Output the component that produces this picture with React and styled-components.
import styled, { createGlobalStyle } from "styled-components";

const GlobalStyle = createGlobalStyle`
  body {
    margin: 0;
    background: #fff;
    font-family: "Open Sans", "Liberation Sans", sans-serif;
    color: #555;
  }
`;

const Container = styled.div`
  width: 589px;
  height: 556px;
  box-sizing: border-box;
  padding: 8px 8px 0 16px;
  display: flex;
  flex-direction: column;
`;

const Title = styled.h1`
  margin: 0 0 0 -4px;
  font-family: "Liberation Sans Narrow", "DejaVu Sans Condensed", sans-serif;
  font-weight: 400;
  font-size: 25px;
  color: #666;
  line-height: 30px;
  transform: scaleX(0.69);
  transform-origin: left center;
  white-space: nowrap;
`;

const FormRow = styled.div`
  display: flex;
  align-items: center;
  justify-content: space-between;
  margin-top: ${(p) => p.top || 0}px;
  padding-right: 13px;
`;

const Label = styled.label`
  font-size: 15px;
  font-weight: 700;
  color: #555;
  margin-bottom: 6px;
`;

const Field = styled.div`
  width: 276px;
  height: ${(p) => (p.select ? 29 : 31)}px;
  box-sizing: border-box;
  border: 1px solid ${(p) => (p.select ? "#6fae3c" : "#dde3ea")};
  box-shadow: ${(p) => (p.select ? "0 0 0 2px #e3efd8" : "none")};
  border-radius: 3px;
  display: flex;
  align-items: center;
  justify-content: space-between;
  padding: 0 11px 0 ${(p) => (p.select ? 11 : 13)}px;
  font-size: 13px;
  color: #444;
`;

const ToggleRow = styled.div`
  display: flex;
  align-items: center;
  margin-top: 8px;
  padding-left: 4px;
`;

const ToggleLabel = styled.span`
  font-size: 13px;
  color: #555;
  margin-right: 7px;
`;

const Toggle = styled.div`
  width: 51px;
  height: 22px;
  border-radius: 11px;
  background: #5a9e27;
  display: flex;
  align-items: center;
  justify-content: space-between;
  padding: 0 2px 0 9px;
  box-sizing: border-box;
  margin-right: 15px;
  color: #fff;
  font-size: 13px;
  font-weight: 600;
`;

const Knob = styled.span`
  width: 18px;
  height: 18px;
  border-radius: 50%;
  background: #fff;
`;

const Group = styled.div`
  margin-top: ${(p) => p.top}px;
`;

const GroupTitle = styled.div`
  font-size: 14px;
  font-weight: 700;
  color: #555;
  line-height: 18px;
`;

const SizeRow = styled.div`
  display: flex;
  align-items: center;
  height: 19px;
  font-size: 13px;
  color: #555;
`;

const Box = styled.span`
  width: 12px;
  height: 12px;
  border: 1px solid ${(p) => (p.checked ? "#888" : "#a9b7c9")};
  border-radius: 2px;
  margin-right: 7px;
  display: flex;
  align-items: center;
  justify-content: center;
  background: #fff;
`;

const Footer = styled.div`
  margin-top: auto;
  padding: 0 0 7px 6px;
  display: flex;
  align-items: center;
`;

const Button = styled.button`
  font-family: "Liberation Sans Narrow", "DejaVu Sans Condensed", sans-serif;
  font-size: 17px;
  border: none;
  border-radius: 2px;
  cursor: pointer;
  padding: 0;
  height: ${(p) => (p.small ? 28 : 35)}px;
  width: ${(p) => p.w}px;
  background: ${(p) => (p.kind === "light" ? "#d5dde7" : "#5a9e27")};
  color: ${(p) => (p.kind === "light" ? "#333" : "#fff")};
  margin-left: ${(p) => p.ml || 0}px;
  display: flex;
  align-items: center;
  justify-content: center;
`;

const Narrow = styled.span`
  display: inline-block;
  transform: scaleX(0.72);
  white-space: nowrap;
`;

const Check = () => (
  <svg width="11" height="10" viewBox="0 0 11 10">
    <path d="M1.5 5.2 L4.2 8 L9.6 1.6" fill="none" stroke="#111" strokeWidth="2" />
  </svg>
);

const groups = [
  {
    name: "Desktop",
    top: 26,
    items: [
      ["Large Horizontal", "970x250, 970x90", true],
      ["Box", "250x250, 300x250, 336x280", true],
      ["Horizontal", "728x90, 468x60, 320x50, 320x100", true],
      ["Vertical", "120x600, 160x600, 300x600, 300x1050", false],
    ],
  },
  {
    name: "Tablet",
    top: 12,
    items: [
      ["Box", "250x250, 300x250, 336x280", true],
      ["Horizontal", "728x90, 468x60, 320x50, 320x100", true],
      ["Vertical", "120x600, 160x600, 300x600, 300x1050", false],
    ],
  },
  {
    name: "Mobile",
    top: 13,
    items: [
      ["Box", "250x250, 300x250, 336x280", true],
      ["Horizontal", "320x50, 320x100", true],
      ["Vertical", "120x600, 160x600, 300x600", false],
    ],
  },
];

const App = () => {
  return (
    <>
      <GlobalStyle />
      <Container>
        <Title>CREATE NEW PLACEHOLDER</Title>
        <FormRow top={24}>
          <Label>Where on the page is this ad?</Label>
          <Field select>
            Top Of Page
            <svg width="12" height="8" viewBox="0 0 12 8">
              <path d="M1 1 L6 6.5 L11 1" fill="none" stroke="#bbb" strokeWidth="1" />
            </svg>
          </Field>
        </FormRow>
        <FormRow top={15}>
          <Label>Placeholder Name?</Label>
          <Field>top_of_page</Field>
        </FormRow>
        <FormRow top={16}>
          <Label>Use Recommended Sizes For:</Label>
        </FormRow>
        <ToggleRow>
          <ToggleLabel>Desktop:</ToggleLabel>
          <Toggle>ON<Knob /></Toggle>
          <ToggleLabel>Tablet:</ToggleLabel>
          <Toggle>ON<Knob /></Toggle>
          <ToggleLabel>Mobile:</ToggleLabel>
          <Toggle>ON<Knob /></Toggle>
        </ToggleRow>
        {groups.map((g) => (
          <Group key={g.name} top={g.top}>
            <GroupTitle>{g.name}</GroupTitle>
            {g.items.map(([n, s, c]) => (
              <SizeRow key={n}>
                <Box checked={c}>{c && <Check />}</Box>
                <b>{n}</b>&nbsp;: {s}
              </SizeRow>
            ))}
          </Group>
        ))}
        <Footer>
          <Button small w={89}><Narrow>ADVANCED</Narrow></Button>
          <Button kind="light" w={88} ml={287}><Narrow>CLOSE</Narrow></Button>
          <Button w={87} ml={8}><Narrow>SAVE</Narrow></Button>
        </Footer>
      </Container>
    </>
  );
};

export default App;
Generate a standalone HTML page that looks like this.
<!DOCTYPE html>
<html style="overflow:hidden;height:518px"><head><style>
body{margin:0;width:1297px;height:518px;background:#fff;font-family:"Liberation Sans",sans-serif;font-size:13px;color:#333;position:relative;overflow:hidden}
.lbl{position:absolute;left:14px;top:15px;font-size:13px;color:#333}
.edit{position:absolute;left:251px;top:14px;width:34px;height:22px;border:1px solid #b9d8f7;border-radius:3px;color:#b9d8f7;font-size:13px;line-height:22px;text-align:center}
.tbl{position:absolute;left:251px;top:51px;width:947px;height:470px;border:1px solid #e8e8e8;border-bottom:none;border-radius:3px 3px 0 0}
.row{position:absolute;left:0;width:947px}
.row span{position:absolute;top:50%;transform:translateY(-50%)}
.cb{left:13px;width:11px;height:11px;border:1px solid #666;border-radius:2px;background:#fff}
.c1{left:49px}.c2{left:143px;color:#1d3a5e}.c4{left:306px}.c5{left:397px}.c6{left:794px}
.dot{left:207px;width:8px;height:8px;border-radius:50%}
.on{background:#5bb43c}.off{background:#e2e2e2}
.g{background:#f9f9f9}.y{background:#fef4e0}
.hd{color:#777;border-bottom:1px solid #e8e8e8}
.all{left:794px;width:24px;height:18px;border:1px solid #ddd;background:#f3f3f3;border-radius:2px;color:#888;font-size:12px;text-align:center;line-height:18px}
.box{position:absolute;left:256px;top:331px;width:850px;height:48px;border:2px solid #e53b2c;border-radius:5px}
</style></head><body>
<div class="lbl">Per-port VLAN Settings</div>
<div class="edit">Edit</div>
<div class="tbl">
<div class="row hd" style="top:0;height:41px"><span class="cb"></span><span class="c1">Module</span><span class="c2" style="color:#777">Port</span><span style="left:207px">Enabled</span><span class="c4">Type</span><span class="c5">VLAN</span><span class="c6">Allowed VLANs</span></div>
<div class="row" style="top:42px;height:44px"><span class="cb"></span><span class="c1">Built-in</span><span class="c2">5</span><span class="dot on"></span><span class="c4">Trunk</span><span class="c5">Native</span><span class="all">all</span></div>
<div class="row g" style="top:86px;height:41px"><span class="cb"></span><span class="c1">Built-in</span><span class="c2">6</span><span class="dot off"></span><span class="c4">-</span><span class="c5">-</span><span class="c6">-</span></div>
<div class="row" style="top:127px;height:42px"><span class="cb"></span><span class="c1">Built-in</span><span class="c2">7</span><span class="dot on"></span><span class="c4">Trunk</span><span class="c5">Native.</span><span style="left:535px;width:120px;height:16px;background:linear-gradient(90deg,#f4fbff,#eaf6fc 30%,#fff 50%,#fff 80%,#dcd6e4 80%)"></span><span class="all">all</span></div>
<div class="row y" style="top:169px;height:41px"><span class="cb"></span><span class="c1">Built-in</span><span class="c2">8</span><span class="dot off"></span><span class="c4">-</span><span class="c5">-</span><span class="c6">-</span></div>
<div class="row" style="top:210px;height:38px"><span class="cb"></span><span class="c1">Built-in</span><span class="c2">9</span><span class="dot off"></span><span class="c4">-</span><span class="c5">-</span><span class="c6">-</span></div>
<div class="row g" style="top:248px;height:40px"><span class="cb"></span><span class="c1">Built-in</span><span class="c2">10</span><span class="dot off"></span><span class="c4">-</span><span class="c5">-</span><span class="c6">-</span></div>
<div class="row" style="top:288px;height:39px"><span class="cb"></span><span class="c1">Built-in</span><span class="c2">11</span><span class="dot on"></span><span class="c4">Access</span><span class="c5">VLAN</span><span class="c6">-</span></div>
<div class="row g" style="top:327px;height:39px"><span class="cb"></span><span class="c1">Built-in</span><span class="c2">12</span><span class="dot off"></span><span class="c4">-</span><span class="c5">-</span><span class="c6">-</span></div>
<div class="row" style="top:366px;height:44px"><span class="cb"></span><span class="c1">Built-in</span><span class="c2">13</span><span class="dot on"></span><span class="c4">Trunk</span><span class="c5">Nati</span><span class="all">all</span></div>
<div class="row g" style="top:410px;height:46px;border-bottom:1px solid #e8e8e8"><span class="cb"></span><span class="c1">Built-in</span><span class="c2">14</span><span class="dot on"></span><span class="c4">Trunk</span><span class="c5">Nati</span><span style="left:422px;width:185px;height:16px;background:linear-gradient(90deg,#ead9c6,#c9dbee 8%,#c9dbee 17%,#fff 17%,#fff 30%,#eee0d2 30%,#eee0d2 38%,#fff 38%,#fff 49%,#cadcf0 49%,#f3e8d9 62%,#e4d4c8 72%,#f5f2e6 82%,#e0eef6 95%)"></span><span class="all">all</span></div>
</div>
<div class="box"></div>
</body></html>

...

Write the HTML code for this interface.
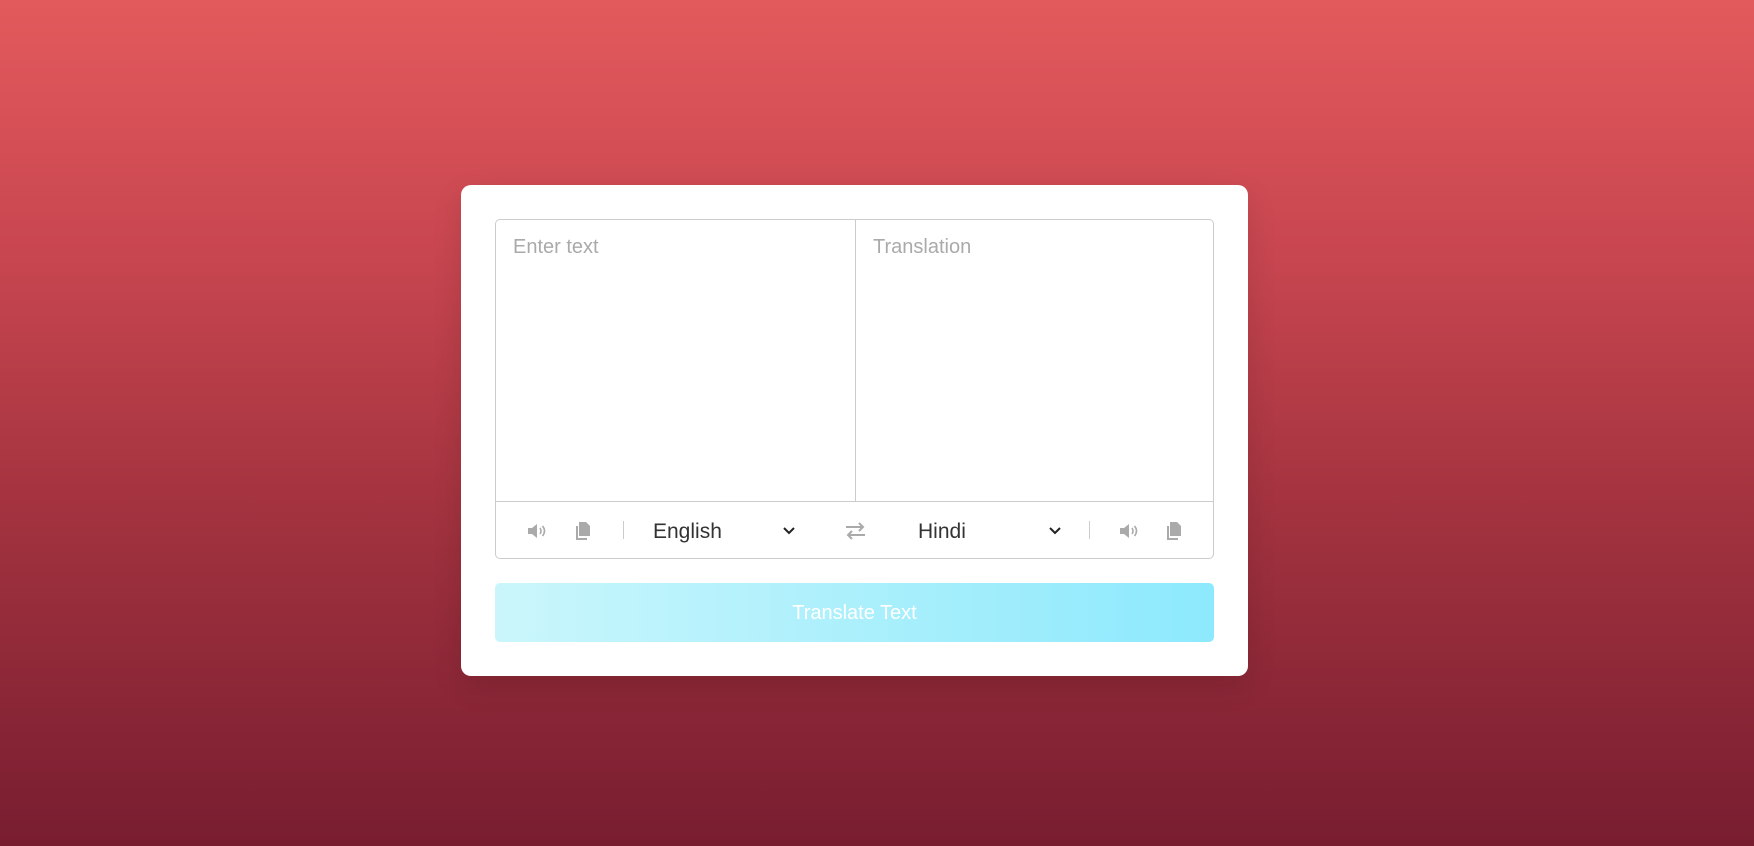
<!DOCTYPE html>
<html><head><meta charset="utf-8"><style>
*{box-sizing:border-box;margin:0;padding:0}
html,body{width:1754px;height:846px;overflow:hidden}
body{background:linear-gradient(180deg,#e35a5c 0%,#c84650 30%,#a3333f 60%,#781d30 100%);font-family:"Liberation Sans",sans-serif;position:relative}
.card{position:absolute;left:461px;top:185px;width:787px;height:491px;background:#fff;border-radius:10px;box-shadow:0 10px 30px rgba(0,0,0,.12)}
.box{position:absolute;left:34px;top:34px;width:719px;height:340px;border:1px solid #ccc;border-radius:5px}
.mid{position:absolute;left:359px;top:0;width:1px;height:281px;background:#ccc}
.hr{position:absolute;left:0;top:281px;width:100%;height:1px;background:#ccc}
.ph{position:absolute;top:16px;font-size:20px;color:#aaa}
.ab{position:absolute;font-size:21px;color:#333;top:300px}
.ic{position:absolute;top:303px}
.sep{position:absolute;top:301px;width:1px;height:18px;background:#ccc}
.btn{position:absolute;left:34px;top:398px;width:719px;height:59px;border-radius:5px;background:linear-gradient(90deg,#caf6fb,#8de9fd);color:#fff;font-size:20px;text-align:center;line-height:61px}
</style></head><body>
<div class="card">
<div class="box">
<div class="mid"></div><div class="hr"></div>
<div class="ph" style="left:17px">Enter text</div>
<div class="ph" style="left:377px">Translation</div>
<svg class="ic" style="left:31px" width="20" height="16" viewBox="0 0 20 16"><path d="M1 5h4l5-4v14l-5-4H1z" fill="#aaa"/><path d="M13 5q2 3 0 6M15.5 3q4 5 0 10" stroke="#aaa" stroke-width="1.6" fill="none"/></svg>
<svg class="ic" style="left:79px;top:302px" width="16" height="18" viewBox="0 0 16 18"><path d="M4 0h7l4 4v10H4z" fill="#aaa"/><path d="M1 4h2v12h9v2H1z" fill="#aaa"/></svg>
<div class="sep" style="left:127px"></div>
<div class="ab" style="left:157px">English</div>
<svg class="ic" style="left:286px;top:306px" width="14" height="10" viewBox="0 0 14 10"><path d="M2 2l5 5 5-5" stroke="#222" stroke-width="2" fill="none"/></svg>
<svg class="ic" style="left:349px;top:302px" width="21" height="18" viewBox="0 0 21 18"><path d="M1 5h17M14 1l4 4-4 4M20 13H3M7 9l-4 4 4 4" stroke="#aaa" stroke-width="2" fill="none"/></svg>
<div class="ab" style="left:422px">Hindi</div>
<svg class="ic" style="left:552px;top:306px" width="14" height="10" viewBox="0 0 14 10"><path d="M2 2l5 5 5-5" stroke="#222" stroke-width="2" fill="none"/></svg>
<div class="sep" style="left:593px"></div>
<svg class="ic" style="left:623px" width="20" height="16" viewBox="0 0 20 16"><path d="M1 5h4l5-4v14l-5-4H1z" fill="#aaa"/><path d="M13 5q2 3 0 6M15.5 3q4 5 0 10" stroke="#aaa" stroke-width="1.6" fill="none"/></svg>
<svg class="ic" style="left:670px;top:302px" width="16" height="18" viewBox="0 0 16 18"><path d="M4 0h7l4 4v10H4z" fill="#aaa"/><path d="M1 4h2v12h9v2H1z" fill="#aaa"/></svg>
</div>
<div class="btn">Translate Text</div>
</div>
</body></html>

--

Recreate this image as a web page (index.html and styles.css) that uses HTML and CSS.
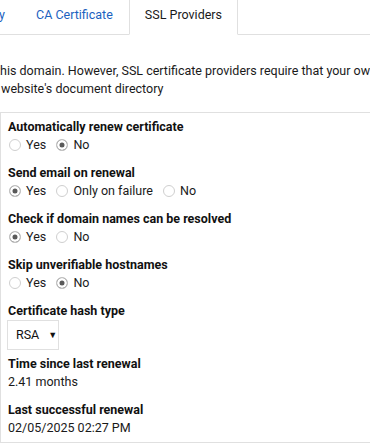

» DO THIS: Take every line containing the word "components" and copy it.

» RESULT FOR THIS TASK:
Output the component that produces this picture with React and styled-components.
import styled, { createGlobalStyle } from "styled-components";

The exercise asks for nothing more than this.